Start of Dataset

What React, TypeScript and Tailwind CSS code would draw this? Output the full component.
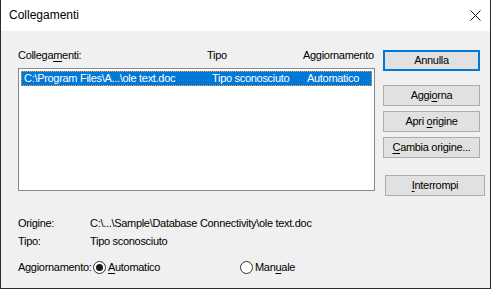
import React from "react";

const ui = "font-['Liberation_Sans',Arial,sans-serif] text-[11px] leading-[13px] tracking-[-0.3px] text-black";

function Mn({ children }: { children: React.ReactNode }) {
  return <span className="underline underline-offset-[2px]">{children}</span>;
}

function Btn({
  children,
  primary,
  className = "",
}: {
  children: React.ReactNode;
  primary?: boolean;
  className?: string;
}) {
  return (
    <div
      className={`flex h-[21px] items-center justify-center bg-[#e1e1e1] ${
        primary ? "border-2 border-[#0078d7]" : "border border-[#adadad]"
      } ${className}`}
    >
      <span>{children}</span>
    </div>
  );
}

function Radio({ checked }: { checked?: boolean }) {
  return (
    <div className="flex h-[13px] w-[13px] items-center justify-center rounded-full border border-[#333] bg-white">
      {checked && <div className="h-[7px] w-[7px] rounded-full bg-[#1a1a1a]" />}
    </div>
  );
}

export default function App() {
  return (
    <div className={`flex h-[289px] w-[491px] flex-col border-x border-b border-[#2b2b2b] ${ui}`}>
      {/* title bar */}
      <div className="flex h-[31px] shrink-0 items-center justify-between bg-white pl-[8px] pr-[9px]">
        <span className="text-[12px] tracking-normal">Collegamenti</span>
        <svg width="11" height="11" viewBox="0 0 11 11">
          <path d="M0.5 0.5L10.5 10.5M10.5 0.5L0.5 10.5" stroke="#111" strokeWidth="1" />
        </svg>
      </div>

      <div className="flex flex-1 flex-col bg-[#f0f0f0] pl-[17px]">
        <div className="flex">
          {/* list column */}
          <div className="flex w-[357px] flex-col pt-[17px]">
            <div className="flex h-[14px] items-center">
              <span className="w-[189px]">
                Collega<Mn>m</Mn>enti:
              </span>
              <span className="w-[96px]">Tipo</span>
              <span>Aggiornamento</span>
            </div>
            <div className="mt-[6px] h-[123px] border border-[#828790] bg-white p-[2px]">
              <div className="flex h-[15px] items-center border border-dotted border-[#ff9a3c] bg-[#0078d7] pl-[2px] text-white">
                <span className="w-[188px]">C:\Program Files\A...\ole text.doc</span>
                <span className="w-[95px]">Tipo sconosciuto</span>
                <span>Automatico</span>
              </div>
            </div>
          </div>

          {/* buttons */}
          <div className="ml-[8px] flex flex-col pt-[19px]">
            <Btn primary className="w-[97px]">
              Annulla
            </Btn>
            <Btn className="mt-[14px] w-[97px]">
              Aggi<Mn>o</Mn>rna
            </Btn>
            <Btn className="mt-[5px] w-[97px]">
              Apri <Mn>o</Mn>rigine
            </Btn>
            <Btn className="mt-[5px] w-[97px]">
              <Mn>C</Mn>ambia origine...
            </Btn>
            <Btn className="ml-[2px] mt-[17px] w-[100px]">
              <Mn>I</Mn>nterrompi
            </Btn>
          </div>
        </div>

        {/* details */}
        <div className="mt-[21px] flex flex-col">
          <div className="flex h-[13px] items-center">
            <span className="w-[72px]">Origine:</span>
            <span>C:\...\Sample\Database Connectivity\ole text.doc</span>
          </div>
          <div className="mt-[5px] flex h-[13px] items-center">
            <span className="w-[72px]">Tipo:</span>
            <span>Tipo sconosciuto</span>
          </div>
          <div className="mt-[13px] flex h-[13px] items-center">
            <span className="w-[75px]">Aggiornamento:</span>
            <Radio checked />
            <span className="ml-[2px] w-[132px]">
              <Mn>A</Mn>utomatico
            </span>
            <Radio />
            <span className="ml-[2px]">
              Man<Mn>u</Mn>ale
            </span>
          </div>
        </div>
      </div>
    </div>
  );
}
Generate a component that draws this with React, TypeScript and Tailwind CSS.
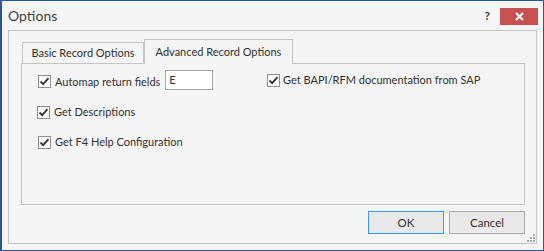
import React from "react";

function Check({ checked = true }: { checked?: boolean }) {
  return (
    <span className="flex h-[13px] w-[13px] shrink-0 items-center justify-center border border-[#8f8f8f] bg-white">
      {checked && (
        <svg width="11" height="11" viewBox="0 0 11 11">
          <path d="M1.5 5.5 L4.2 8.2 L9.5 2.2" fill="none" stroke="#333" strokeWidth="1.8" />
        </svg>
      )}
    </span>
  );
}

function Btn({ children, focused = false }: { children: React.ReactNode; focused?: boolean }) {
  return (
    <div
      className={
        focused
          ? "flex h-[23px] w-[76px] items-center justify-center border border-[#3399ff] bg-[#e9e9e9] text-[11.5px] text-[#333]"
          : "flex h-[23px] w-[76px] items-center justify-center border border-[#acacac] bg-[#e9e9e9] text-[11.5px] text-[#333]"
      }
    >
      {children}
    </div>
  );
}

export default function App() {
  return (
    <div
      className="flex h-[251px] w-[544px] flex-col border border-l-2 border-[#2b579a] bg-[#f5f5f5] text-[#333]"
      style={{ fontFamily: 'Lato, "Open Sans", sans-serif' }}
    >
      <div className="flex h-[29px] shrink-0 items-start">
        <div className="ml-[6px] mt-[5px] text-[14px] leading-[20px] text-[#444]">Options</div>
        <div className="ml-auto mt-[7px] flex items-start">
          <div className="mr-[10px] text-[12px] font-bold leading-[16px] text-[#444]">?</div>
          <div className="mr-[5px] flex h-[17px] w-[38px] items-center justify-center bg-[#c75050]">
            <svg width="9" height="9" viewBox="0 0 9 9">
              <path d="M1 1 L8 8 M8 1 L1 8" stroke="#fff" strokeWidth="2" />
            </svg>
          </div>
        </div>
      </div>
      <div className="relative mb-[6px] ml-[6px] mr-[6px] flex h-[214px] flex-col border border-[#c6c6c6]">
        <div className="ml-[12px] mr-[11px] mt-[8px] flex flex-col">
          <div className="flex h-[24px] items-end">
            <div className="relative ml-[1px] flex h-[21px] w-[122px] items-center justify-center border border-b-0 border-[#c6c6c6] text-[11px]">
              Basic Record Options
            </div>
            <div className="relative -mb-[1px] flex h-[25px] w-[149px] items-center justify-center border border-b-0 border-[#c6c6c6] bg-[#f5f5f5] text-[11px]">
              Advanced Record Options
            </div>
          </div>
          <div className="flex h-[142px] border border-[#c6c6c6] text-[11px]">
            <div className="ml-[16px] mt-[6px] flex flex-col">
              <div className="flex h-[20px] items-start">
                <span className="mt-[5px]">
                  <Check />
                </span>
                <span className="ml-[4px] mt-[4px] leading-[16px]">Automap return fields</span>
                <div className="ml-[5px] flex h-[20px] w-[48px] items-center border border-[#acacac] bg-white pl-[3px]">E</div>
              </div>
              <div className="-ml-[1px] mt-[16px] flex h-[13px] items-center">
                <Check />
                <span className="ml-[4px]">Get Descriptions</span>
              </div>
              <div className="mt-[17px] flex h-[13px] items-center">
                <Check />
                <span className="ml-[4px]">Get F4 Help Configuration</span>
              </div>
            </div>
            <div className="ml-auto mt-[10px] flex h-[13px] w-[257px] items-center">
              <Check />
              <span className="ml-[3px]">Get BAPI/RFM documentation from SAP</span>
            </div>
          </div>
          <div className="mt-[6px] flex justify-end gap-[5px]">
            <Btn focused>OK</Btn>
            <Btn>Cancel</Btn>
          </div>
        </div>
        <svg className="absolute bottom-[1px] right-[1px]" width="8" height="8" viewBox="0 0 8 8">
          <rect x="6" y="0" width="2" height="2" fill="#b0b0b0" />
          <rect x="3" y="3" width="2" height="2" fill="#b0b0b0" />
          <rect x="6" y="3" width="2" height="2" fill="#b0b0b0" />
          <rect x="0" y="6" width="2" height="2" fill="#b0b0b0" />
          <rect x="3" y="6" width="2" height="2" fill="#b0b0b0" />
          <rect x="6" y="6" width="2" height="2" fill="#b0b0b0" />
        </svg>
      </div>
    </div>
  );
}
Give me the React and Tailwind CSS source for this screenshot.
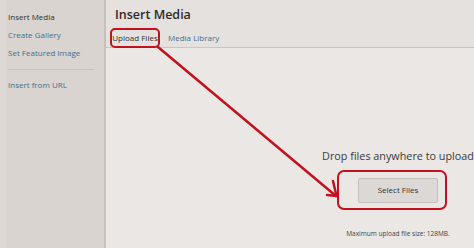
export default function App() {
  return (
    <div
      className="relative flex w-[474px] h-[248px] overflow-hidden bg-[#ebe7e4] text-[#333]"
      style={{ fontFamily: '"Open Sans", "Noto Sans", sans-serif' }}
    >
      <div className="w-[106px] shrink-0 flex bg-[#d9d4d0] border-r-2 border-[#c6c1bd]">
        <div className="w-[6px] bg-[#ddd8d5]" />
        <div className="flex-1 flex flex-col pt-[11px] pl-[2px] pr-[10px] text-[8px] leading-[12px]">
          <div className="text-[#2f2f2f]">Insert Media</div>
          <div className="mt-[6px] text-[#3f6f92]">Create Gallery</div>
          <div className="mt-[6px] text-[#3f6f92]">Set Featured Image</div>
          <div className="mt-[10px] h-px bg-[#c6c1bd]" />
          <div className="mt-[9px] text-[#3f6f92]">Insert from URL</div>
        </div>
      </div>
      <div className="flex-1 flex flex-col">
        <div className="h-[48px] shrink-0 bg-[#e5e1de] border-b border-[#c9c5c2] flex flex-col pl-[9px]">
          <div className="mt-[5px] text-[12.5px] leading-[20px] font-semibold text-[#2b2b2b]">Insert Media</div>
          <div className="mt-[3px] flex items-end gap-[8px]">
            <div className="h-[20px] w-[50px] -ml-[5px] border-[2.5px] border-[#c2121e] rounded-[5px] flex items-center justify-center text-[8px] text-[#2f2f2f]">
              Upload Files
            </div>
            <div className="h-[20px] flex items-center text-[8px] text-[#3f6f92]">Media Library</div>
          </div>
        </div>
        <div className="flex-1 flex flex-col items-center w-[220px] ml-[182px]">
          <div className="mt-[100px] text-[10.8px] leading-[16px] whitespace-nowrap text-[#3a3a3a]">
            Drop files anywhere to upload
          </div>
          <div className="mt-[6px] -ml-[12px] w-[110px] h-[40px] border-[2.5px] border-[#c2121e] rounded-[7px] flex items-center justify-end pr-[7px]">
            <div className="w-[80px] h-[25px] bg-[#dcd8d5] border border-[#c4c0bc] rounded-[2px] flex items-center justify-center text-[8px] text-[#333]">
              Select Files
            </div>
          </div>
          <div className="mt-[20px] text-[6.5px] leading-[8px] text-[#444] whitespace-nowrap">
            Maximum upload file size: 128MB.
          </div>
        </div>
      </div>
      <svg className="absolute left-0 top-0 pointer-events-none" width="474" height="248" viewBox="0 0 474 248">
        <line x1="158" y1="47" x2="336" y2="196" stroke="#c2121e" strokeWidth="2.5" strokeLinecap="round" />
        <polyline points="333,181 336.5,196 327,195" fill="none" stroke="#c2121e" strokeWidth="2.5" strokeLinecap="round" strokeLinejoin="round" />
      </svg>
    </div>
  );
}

End of Dataset

§ Written task: Collect from the data above every line that includes "Tailwind".

§ Completed task:
What React, TypeScript and Tailwind CSS code would draw this? Output the full component.
Generate a component that draws this with React, TypeScript and Tailwind CSS.
Give me the React and Tailwind CSS source for this screenshot.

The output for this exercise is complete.